- Born: October 4, 1962 (age 63)^{[not verified in body]} New York City, U.S.^{[not verified in body]}
- Occupations: writer; novelist; lawyer; executive;
- Writing career
- Language: English
- Genres: Essays, nonfiction

= Philip Galanes =

American writer and lawyer

Philip Galanes (born October 4, 1962) is an American writer with two novels, Father's Day in 2004 and Emma's Table in 2008, a contributor to The New York Times since the mid-1980s, and the weekly contributor of the "Social Q's" column to their Sunday Styles section since June 2008. He has also worked, based on his legal training, as a lawyer and company executive.

==Early life and education==

Philip Galanes was born on October 4, 1962, in New York City. He grew up in the readership area of the Brattleboro Reformer, from which he read to his family the "Dear Abby" family-advice column six days a week in his self-appointed roles as the "family fixer".

Galanes received B.A. and J.D. degrees from Yale College and Yale Law School in 1984 and 1991, respectively.

==Career==

Prior to 2001, Galanes was employed as COO by the children's media company, Golden Books Family Entertainment. Immediately following that, he had developed "a budding business advising collectors on the acquisition of Modernist furniture, rugs, fabrics and lighting". In 2008 he is described as being "a corporate and entertainment lawyer in private practice". He has worked at the law firms of Paul Weiss Rifkind Wharton and Garrison, and Debevoise and Plimpton.

Galanes has published two novels, Father's Day in 2004, described by Belinda Goldsmith of Reuters as being "about a man whose father committed suicide" as Galanes' father had, and Emma's Table: A Novel, described by Galanes to an interviewer in its publication year of 2008 as "a comedy of manners that centers around a celebrity decorator and merchandising mogul reminiscent of Martha Stewart". His name appears in the writer compilations, Contemporary Authors (2005) and Contemporary Authors New Revision Series (2010).

In late 1984 through March 1985, Galanes contributed at least four articles to The New York Times, including two reviews of fiction and other pieces. As of May 2023, Galanes continued as The New York Times writer of the modern-day advice column "Social Q's", which appears weekly in the Sunday Styles section, a role he has filled since June 2008. As characterized by radio interviewer Terry Gross, the essays "offe[r] advice on how to handle difficult social situations at work and at home, as well as how to deal with new etiquette questions relating to texting, email and social media". The column came about when a Times editor who had read one of Galanes's novels proposed he try the new medium.

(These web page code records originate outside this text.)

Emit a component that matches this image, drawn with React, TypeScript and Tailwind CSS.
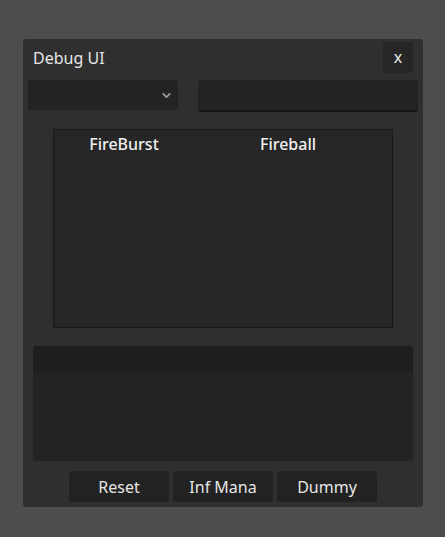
import { ChevronDown } from 'lucide-react';

const spells = ['FireBurst', 'Fireball'];
const actions = ['Reset', 'Inf Mana', 'Dummy'];

export default function App() {
  return (
    <div
      className="w-[445px] h-[537px] bg-[#4d4d4d] pt-[39px] pl-[23px]"
      style={{ fontFamily: '"Noto Sans", "Open Sans", sans-serif' }}
    >
      <div className="w-[400px] h-[468px] bg-[#2f2f2f] rounded-[3px] flex flex-col">
        {/* title bar */}
        <div className="flex items-center justify-between h-[31px] mt-[3px] pl-[10px] pr-[10px]">
          <span className="text-[16px] text-[#e6e6e6]">Debug UI</span>
          <button className="w-[30px] h-[31px] bg-[#262626] rounded-[3px] text-[16px] text-[#e6e6e6] flex items-center justify-center leading-none pb-[2px]">
            x
          </button>
        </div>

        <div className="flex gap-[20px] pl-[5px] pr-[5px] mt-[7px]">
          <div className="w-[150px] h-[30px] bg-[#232323] rounded-[3px] flex items-center justify-end pr-[5px]">
            <ChevronDown className="w-[13px] h-[13px] text-[#a0a0a0]" strokeWidth={3} />
          </div>
          <div className="w-[220px] h-[30px] bg-[#232323] rounded-[3px] shadow-[0_2px_0_#161616]" />
        </div>

        {/* spell list */}
        <div className="ml-[30px] mt-[19px] w-[340px] h-[199px] bg-[#262626] border border-[#171717]">
          <div className="flex gap-[34px] pl-[5px] pt-[2px]">
            {spells.map((s) => (
              <div key={s} className="w-[130px] text-center text-[16px] font-medium text-[#f0f0f0]">
                {s}
              </div>
            ))}
          </div>
        </div>

        {/* log */}
        <div className="ml-[10px] mt-[18px] w-[380px] h-[115px] bg-[#232323] rounded-[3px] overflow-hidden">
          <div className="h-[26px] bg-[#1e1e1e]" />
        </div>

        <div className="flex justify-center gap-[4px] mt-[10px]">
          {actions.map((a) => (
            <button
              key={a}
              className="w-[100px] h-[31px] bg-[#222222] rounded-[3px] text-[16px] text-[#e6e6e6] flex items-center justify-center"
            >
              {a}
            </button>
          ))}
        </div>
      </div>
    </div>
  );
}
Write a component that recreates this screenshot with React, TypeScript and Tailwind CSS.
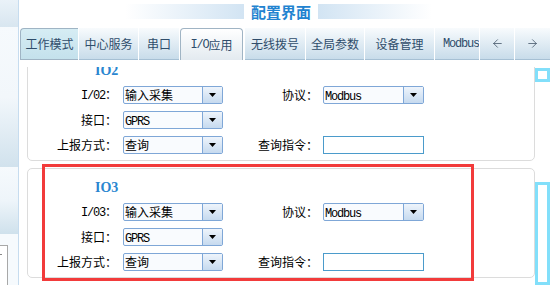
import { ArrowLeft, ArrowRight } from "lucide-react";

function Lat({ children }: { children: React.ReactNode }) {
  return <span className="font-['Liberation_Mono',monospace] tracking-[-1.2px]">{children}</span>;
}

function Select({ value, latin = false, wide = false }: { value: string; latin?: boolean; wide?: boolean }) {
  return (
    <div className={`flex h-[18px] ${wide ? "w-[101px]" : "w-[100px]"} rounded-[2px] border border-[#7fa7d7] bg-[#f9fbfe]`}>
      <div className="flex-1 overflow-hidden whitespace-nowrap pl-[1px] text-[12px] leading-[16px] text-black">
        {latin ? <Lat>{value}</Lat> : value}
      </div>
      <div className="flex w-[20px] items-center justify-center border-l border-[#7fa7d7] bg-gradient-to-b from-[#eef4fb] to-[#c6daef]">
        <svg width="7" height="4" viewBox="0 0 7 4">
          <path d="M0 0H7L3.5 4Z" fill="#000" />
        </svg>
      </div>
    </div>
  );
}

function Box({ n }: { n: string }) {
  return (
    <div className="h-[110px] w-[508px] shrink-0 rounded-[5px] border border-[#dcdcdc] pt-[11px]">
      <div className="h-[16px] pl-[67px] font-['Liberation_Serif',serif] text-[14px] font-bold leading-[16px] text-[#2a86d0]">
        IO{n}
      </div>
      <div className="mt-[7px] flex flex-col gap-[7px] text-[12px] text-black">
        <div className="flex h-[18px] items-center">
          <div className="w-[89px] text-right leading-[18px]">
            <Lat>I/0{n}</Lat>：
          </div>
          <div className="ml-[6px]">
            <Select value="输入采集" />
          </div>
          <div className="w-[95px] text-right leading-[18px]">协议：</div>
          <div className="ml-[5px]">
            <Select value="Modbus" latin wide />
          </div>
        </div>
        <div className="flex h-[18px] items-center">
          <div className="w-[89px] text-right leading-[18px]">接口：</div>
          <div className="ml-[6px]">
            <Select value="GPRS" latin />
          </div>
        </div>
        <div className="flex h-[18px] items-center">
          <div className="w-[89px] text-right leading-[18px]">上报方式：</div>
          <div className="ml-[6px]">
            <Select value="查询" />
          </div>
          <div className="w-[95px] text-right leading-[18px]">查询指令：</div>
          <div className="ml-[5px] h-[18px] w-[101px] border border-[#4b9bcb] bg-white" />
        </div>
      </div>
    </div>
  );
}

const inactive =
  "flex h-[32px] shrink-0 items-center justify-center border-b border-[#a6c0d4] bg-gradient-to-b from-[#f8fbfd] to-[#c8dcea] text-[#2f4d6b]";

export default function App() {
  return (
    <div className="relative flex h-[285px] w-[550px] overflow-hidden bg-white font-['Noto_Sans_CJK_SC',sans-serif]">
      {/* sidebar */}
      <div className="flex h-full w-[19px] shrink-0 flex-col border-r border-[#c6dcef]">
        <div className="h-[28px] bg-gradient-to-b from-[#eaf2f8] to-[#d8e6f0]" />
        <div className="h-[147px] bg-gradient-to-b from-[#f6fafd] via-[#f2f7fb] to-[#d1e2ed]" />
        <div className="h-[70px] bg-gradient-to-b from-[#f6fafd] via-[#eef5fa] to-[#cfe1ec]" />
        <div className="flex-1 bg-[#f6fafd] pt-[11px]">
          <div className="h-[40px] w-[8px] border-r border-t border-[#a8a8a8] bg-white">
            <div className="mt-[8px] h-[1px] w-[2px] bg-[#888]" />
          </div>
        </div>
      </div>

      {/* main */}
      <div className="flex w-[531px] flex-col">
        {/* header */}
        <div className="flex h-[28px] items-start pl-[106px] pt-[4px]">
          <div className="h-[15px] w-[119px] bg-gradient-to-r from-[#ffffff] to-[#d2e4f3]" />
          <div className="w-[74px] pl-[7px] text-[15px] font-bold leading-[15px] text-[#2283d0]">配置界面</div>
          <div className="h-[15px] w-[114px] bg-gradient-to-r from-[#d2e4f3] to-[#ffffff]" />
        </div>

        {/* tabs */}
        <div className="flex h-[32px] pl-[1px] text-[12px]">
          <div className="flex h-[32px] w-[58px] shrink-0 items-center justify-center rounded-tl-[4px] border-l border-t border-b border-[#9fb4c4] bg-gradient-to-b from-[#d6edf4] to-[#c4e1ec] text-[#2f4d6b]">
            工作模式
          </div>
          <div className={`${inactive} ml-[1px] w-[59px]`}>中心服务</div>
          <div className={`${inactive} ml-[1px] w-[40px]`}>串口</div>
          <div className="ml-[1px] flex h-[32px] w-[63px] shrink-0 items-center justify-center rounded-t-[4px] border border-b-0 border-[#a0b4c4] bg-gradient-to-b from-[#ffffff] to-[#e3eaf0] text-[#2f4d6b]">
            <Lat>I/O</Lat>应用
          </div>
          <div className={`${inactive} ml-[2px] w-[60px]`}>无线拨号</div>
          <div className={`${inactive} ml-[1px] w-[58px]`}>全局参数</div>
          <div className={`${inactive} ml-[1px] w-[69px]`}>设备管理</div>
          <div className="ml-[1px] flex h-[32px] w-[44px] shrink-0 items-center overflow-hidden whitespace-nowrap border-b border-[#a6c0d4] bg-gradient-to-b from-[#f8fbfd] to-[#c8dcea] pl-[8px] text-[#2f4d6b]">
            <Lat>Modbus</Lat>
          </div>
          <div className={`${inactive} ml-[1px] w-[34px]`}>
            <ArrowLeft size={13} strokeWidth={1.4} color="#3d4f63" />
          </div>
          <div className={`${inactive} ml-[1px] w-[35px]`}>
            <ArrowRight size={13} strokeWidth={1.4} color="#3d4f63" />
          </div>
        </div>

        {/* content */}
        <div className="flex-1 pt-[7px]">
          <div className="flex h-[218px] overflow-hidden">
            <div className="-mt-[16px] flex flex-col gap-[7px] pl-[8px]">
              <Box n="2" />
              <Box n="3" />
            </div>
            <div className="flex w-[15px] flex-col">
              <div className="mt-[1px] h-[15px] w-[15px] border-[3px] border-[#82dffa]" />
              <div className="mt-[100px] h-[120px] w-[15px] border-[3px] border-[#82dffa]" />
            </div>
          </div>
        </div>
      </div>

      {/* annotation */}
      <div className="pointer-events-none absolute left-[42px] top-[164px] h-[117px] w-[432px] border-[3px] border-[#f23b3b]" />
    </div>
  );
}
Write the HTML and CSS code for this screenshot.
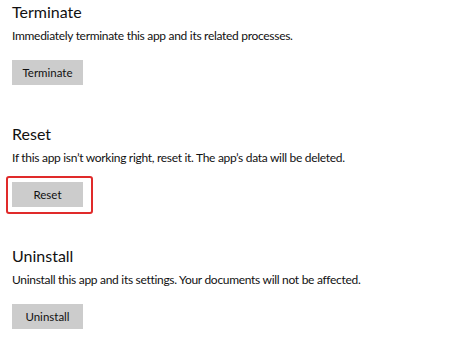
FILE: index.html
```html
<!DOCTYPE html>
<html>
<head>
    <title>App settings</title>
    <link rel="stylesheet" href="styles.css">
</head>
<body>
    <div class="page">
        <div class="section">
            <h2 class="title">Terminate</h2>
            <p class="desc">Immediately terminate this app and its related processes.</p>
            <button class="button">Terminate</button>
        </div>

        <div class="section">
            <h2 class="title">Reset</h2>
            <p class="desc">If this app isn’t working right, reset it. The app’s data will be deleted.</p>
            <span class="highlight"><button class="button">Reset</button></span>
        </div>

        <div class="section">
            <h2 class="title">Uninstall</h2>
            <p class="desc">Uninstall this app and its settings. Your documents will not be affected.</p>
            <button class="button">Uninstall</button>
        </div>
    </div>
</body>
</html>
```

FILE: styles.css
```css
body {
    margin: 0;
    background-color: #ffffff;
    font-family: Lato, "Open Sans", sans-serif;
    color: #111111;
}

.page {
    display: flex;
    flex-direction: column;
    gap: 38px;
    padding: 1px 0 0 12px;
}

.section {
    display: flex;
    flex-direction: column;
    align-items: flex-start;
}

.title {
    margin: 0;
    font-size: 16px;
    font-weight: normal;
    line-height: 22px;
}

.desc {
    margin: 4px 0 15px;
    font-size: 12px;
    letter-spacing: -0.3px;
    line-height: 18px;
}

.button {
    width: 71px;
    height: 25px;
    padding: 0;
    border: none;
    background-color: #cccccc;
    font-family: inherit;
    font-size: 11.5px;
    color: #111111;
}

.highlight {
    display: inline-block;
    margin: -6px 0 -7px -6px;
    padding: 4px 8px 5px 4px;
    border: 2px solid #e02a2a;
    border-radius: 3px;
}

.highlight .button {
    display: block;
}
```
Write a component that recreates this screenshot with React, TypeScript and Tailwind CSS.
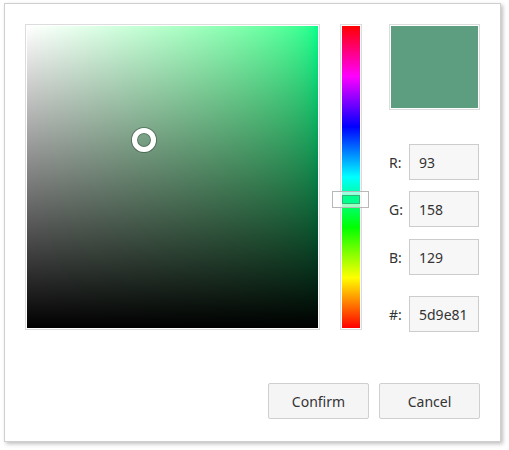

A selection of Galanes's essays from the column have been published in book form. Galanes also monitors the "Social Q's" group on Facebook, where members discuss current topics.

===Media appearances===

Galanes has appeared on television in connection with his column; he has been interviewed on The Gayle King Show, The Ellen DeGeneres Show, and Plum TV. He has also appeared on Today with Hoda Kotb and Kathie Lee Gifford. Galanes has also been on a number of NPR programs.

==Personal life==
Galanes' father died of a self-inflicted gunshot when Galanes was 23, a fact that Galanes kept secret for a decade while substituting fictional causes of his father's death. Galanes has said that writing Father's Day was a step in his coming to terms with his father's death.

As of 2004, Galanes' partner was Michael Haverland, then an assistant professor at the Yale School of Architecture, and they shared a dwelling in East Hampton, New York.